What you need to do: Repeat each line of the material below exactly as it appears, minus any pictures.

Provided data:
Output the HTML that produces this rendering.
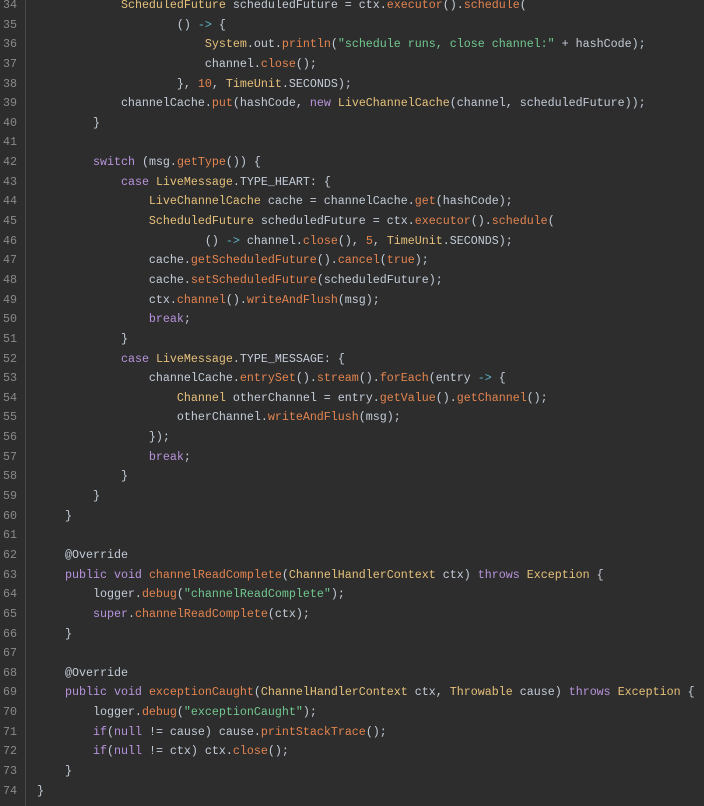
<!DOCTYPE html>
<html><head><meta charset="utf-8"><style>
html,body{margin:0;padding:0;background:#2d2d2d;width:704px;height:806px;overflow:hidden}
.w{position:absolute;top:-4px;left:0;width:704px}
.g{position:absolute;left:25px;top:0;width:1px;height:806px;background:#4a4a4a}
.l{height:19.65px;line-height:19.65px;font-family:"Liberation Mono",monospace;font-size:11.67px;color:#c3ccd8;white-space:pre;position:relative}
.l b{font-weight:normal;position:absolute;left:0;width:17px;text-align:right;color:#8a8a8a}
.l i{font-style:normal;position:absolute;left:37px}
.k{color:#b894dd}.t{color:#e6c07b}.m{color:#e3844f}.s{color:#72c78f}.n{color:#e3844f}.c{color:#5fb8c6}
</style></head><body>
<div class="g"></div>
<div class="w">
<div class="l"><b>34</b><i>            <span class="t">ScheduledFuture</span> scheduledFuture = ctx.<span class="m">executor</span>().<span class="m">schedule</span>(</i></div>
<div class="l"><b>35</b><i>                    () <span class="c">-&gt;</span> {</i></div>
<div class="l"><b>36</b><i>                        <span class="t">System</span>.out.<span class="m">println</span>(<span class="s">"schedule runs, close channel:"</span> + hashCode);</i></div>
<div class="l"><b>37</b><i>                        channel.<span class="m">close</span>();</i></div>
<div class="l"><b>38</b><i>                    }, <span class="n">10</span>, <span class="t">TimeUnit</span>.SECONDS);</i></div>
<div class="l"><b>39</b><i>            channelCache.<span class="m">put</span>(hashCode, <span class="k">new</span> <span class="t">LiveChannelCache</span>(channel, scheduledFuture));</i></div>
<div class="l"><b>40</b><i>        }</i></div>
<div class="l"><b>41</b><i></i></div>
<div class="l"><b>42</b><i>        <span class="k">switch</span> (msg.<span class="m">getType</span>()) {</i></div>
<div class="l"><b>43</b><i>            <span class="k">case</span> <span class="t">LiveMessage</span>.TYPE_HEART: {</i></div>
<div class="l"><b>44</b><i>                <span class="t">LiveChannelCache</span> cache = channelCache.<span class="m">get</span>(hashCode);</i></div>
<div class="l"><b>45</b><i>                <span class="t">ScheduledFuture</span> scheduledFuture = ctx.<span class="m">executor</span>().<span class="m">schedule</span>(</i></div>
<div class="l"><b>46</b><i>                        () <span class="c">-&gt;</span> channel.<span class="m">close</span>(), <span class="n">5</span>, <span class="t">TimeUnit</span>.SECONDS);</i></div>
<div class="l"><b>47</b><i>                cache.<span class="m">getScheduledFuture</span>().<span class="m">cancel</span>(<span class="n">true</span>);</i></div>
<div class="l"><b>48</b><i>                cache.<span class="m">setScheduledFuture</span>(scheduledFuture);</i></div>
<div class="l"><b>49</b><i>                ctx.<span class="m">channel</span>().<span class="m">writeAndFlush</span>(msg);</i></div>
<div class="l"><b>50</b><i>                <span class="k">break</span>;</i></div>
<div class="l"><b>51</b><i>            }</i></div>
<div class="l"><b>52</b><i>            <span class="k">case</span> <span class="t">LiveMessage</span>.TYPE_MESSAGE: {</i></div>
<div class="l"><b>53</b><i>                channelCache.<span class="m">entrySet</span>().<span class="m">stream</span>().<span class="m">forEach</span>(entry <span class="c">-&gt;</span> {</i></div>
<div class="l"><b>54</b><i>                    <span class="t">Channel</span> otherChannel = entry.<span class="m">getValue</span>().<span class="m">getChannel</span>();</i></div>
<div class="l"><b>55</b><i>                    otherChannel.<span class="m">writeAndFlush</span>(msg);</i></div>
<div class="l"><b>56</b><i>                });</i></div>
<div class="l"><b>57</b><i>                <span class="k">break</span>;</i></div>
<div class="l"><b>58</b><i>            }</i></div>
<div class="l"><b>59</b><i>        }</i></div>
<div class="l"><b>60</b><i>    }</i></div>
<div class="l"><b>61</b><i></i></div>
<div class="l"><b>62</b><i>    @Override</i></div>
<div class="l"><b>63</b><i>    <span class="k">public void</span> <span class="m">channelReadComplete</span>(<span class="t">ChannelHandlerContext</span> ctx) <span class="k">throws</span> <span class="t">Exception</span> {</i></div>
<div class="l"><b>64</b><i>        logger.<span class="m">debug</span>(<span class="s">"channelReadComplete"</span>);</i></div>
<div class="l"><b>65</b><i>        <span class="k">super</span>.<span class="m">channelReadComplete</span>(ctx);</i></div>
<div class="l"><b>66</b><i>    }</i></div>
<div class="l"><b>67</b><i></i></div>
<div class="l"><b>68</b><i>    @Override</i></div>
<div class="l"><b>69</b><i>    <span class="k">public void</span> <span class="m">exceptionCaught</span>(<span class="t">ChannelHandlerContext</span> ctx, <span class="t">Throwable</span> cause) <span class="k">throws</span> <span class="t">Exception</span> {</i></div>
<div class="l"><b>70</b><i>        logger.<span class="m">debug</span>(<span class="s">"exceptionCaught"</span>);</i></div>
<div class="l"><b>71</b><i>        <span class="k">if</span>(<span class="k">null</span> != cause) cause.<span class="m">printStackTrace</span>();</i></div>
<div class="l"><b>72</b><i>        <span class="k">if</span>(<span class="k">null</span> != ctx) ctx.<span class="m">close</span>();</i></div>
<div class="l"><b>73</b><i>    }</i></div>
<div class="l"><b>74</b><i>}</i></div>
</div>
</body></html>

Exercise result:
Output the HTML that produces this rendering.
<!DOCTYPE html>
<html><head><meta charset="utf-8"><style>
html,body{margin:0;padding:0;background:#2d2d2d;width:704px;height:806px;overflow:hidden}
.w{position:absolute;top:-4px;left:0;width:704px}
.g{position:absolute;left:25px;top:0;width:1px;height:806px;background:#4a4a4a}
.l{height:19.65px;line-height:19.65px;font-family:"Liberation Mono",monospace;font-size:11.67px;color:#c3ccd8;white-space:pre;position:relative}
.l b{font-weight:normal;position:absolute;left:0;width:17px;text-align:right;color:#8a8a8a}
.l i{font-style:normal;position:absolute;left:37px}
.k{color:#b894dd}.t{color:#e6c07b}.m{color:#e3844f}.s{color:#72c78f}.n{color:#e3844f}.c{color:#5fb8c6}
</style></head><body>
<div class="g"></div>
<div class="w">
<div class="l"><b>34</b><i>            <span class="t">ScheduledFuture</span> scheduledFuture = ctx.<span class="m">executor</span>().<span class="m">schedule</span>(</i></div>
<div class="l"><b>35</b><i>                    () <span class="c">-&gt;</span> {</i></div>
<div class="l"><b>36</b><i>                        <span class="t">System</span>.out.<span class="m">println</span>(<span class="s">"schedule runs, close channel:"</span> + hashCode);</i></div>
<div class="l"><b>37</b><i>                        channel.<span class="m">close</span>();</i></div>
<div class="l"><b>38</b><i>                    }, <span class="n">10</span>, <span class="t">TimeUnit</span>.SECONDS);</i></div>
<div class="l"><b>39</b><i>            channelCache.<span class="m">put</span>(hashCode, <span class="k">new</span> <span class="t">LiveChannelCache</span>(channel, scheduledFuture));</i></div>
<div class="l"><b>40</b><i>        }</i></div>
<div class="l"><b>41</b><i></i></div>
<div class="l"><b>42</b><i>        <span class="k">switch</span> (msg.<span class="m">getType</span>()) {</i></div>
<div class="l"><b>43</b><i>            <span class="k">case</span> <span class="t">LiveMessage</span>.TYPE_HEART: {</i></div>
<div class="l"><b>44</b><i>                <span class="t">LiveChannelCache</span> cache = channelCache.<span class="m">get</span>(hashCode);</i></div>
<div class="l"><b>45</b><i>                <span class="t">ScheduledFuture</span> scheduledFuture = ctx.<span class="m">executor</span>().<span class="m">schedule</span>(</i></div>
<div class="l"><b>46</b><i>                        () <span class="c">-&gt;</span> channel.<span class="m">close</span>(), <span class="n">5</span>, <span class="t">TimeUnit</span>.SECONDS);</i></div>
<div class="l"><b>47</b><i>                cache.<span class="m">getScheduledFuture</span>().<span class="m">cancel</span>(<span class="n">true</span>);</i></div>
<div class="l"><b>48</b><i>                cache.<span class="m">setScheduledFuture</span>(scheduledFuture);</i></div>
<div class="l"><b>49</b><i>                ctx.<span class="m">channel</span>().<span class="m">writeAndFlush</span>(msg);</i></div>
<div class="l"><b>50</b><i>                <span class="k">break</span>;</i></div>
<div class="l"><b>51</b><i>            }</i></div>
<div class="l"><b>52</b><i>            <span class="k">case</span> <span class="t">LiveMessage</span>.TYPE_MESSAGE: {</i></div>
<div class="l"><b>53</b><i>                channelCache.<span class="m">entrySet</span>().<span class="m">stream</span>().<span class="m">forEach</span>(entry <span class="c">-&gt;</span> {</i></div>
<div class="l"><b>54</b><i>                    <span class="t">Channel</span> otherChannel = entry.<span class="m">getValue</span>().<span class="m">getChannel</span>();</i></div>
<div class="l"><b>55</b><i>                    otherChannel.<span class="m">writeAndFlush</span>(msg);</i></div>
<div class="l"><b>56</b><i>                });</i></div>
<div class="l"><b>57</b><i>                <span class="k">break</span>;</i></div>
<div class="l"><b>58</b><i>            }</i></div>
<div class="l"><b>59</b><i>        }</i></div>
<div class="l"><b>60</b><i>    }</i></div>
<div class="l"><b>61</b><i></i></div>
<div class="l"><b>62</b><i>    @Override</i></div>
<div class="l"><b>63</b><i>    <span class="k">public void</span> <span class="m">channelReadComplete</span>(<span class="t">ChannelHandlerContext</span> ctx) <span class="k">throws</span> <span class="t">Exception</span> {</i></div>
<div class="l"><b>64</b><i>        logger.<span class="m">debug</span>(<span class="s">"channelReadComplete"</span>);</i></div>
<div class="l"><b>65</b><i>        <span class="k">super</span>.<span class="m">channelReadComplete</span>(ctx);</i></div>
<div class="l"><b>66</b><i>    }</i></div>
<div class="l"><b>67</b><i></i></div>
<div class="l"><b>68</b><i>    @Override</i></div>
<div class="l"><b>69</b><i>    <span class="k">public void</span> <span class="m">exceptionCaught</span>(<span class="t">ChannelHandlerContext</span> ctx, <span class="t">Throwable</span> cause) <span class="k">throws</span> <span class="t">Exception</span> {</i></div>
<div class="l"><b>70</b><i>        logger.<span class="m">debug</span>(<span class="s">"exceptionCaught"</span>);</i></div>
<div class="l"><b>71</b><i>        <span class="k">if</span>(<span class="k">null</span> != cause) cause.<span class="m">printStackTrace</span>();</i></div>
<div class="l"><b>72</b><i>        <span class="k">if</span>(<span class="k">null</span> != ctx) ctx.<span class="m">close</span>();</i></div>
<div class="l"><b>73</b><i>    }</i></div>
<div class="l"><b>74</b><i>}</i></div>
</div>
</body></html>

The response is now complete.